As a young man, Frankl was interned into a Death Camp during World War II. When he arrived, he asked himself the question: "What sort of people will survive this?" [I remember Jim Collins saying at a leadership conference I attended a few years ago that all good research starts with a great question.]
In short he discovered, that among those who were given the chance - that is, those who were not just taken away and executed - the survivors were all people who had something to live for beyond the camp, whereas those who gave up the will to go on in that dreadful place usually grounded their hope and their meaning within the circumstances of the camp.
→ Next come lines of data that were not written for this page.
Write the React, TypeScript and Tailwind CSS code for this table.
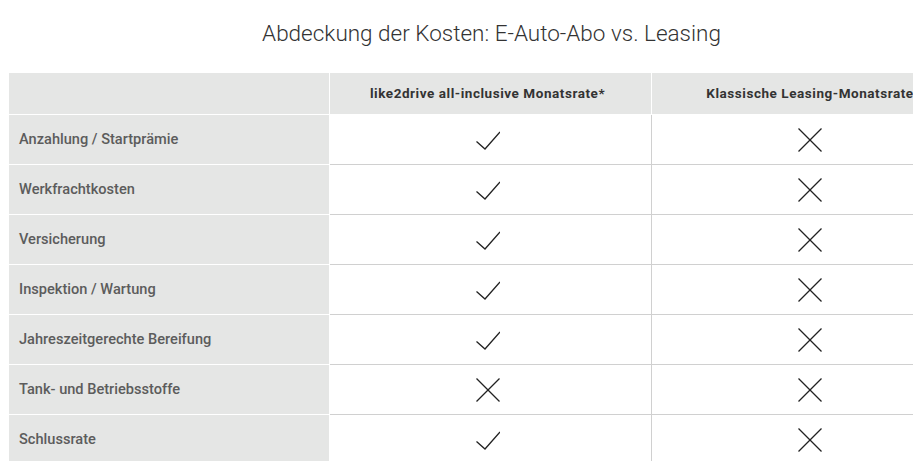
import React from "react";

const rows: { label: string; a: boolean; b: boolean }[] = [
  { label: "Anzahlung / Startprämie", a: true, b: false },
  { label: "Werkfrachtkosten", a: true, b: false },
  { label: "Versicherung", a: true, b: false },
  { label: "Inspektion / Wartung", a: true, b: false },
  { label: "Jahreszeitgerechte Bereifung", a: true, b: false },
  { label: "Tank- und Betriebsstoffe", a: false, b: false },
  { label: "Schlussrate", a: true, b: false },
];

function Check() {
  return (
    <svg width="24" height="24" viewBox="0 0 24 24" className="block">
      <polyline points="0.5,13.5 9,21 24,4" fill="none" stroke="#222" strokeWidth="1.3" />
    </svg>
  );
}

function Cross() {
  return (
    <svg width="24" height="24" viewBox="0 0 24 24" className="block">
      <line x1="0.5" y1="0.5" x2="23.5" y2="23.5" stroke="#222" strokeWidth="1.3" />
      <line x1="23.5" y1="0.5" x2="0.5" y2="23.5" stroke="#222" strokeWidth="1.3" />
    </svg>
  );
}

export default function App() {
  return (
    <div className="w-[913px] h-[461px] overflow-hidden bg-white" style={{ fontFamily: "Roboto, 'Liberation Sans', sans-serif" }}>
      <div className="w-[983px]">
        <div className="h-[73px] pt-[19px] text-center">
          <h1 className="text-[22.5px] leading-[28px] font-light text-[#333]">
            Abdeckung der Kosten: E-Auto-Abo vs. Leasing
          </h1>
        </div>
        <div className="ml-[9px] w-[965px]">
          <div className="flex h-[42px]">
            <div className="w-[321px] bg-[#e5e6e5] border-r border-b border-white" />
            <div className="w-[322px] pr-[6px] bg-[#e5e6e5] border-r border-b border-white flex items-center justify-center text-[13.5px] tracking-[0.55px] font-bold text-[#333]">
              like2drive all-inclusive Monatsrate*
            </div>
            <div className="w-[322px] pr-[6px] bg-[#e5e6e5] border-b border-white flex items-center justify-center text-[13.5px] tracking-[0.55px] font-bold text-[#333]">
              Klassische Leasing-Monatsrate
            </div>
          </div>
          {rows.map((r) => (
            <div key={r.label} className="flex h-[50px]">
              <div className="w-[321px] bg-[#e5e6e5] border-r border-b border-white flex items-center pl-[10px] text-[14.6px] font-medium text-[#5c5c5c]">
                {r.label}
              </div>
              <div className="w-[322px] pr-[6px] border-r border-b border-[#d0d0d0] flex items-center justify-center">
                {r.a ? <Check /> : <Cross />}
              </div>
              <div className="w-[322px] pr-[6px] border-b border-[#d0d0d0] flex items-center justify-center">
                {r.b ? <Check /> : <Cross />}
              </div>
            </div>
          ))}
        </div>
      </div>
    </div>
  );
}
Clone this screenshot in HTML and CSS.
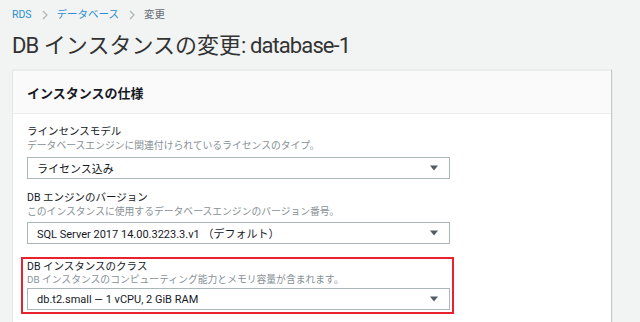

In fact, the guards seem to know this. They devised a special form of torture whereby they took a random detail of prisoners and made them move a pile of rubbish from one end of the camp to the other. It was back-breaking work. The next day the guards would select the same group and get them to move that mound of rubbish back to exactly the same spot it was before. By taking any rational meaning out of the prisoners' work, the guards sought to take away their will to live, to grind them down.
After the War, Frankl went on to found a branch of psychotherapy called Logotherapy (from the Greek word 'logos' meaning 'Word' or 'Meaning'). He devised a cognitive therapy strategy whereby he helped patients to mental health by helping them to connect with what was most important in their lives, to connect with meaning. He set out his discovery and some of his experiences in an amazing book called Man's Search For Meaning.
I tell delegates this story sometimes on our change management courses and I ask: how often do we do the equivalent of getting people to move around the rubbish? By decanting work of any meaning for people, we do just that; and we lose health and motivation from our organisations in the process.
And we do that in projects that start without clear business cases.
And we do that in inflicting change on people without explaining the benefits.
And we can do that with lazy delegation: not taking the care to explain 'why' when we ask somebody to do a piece of work for us.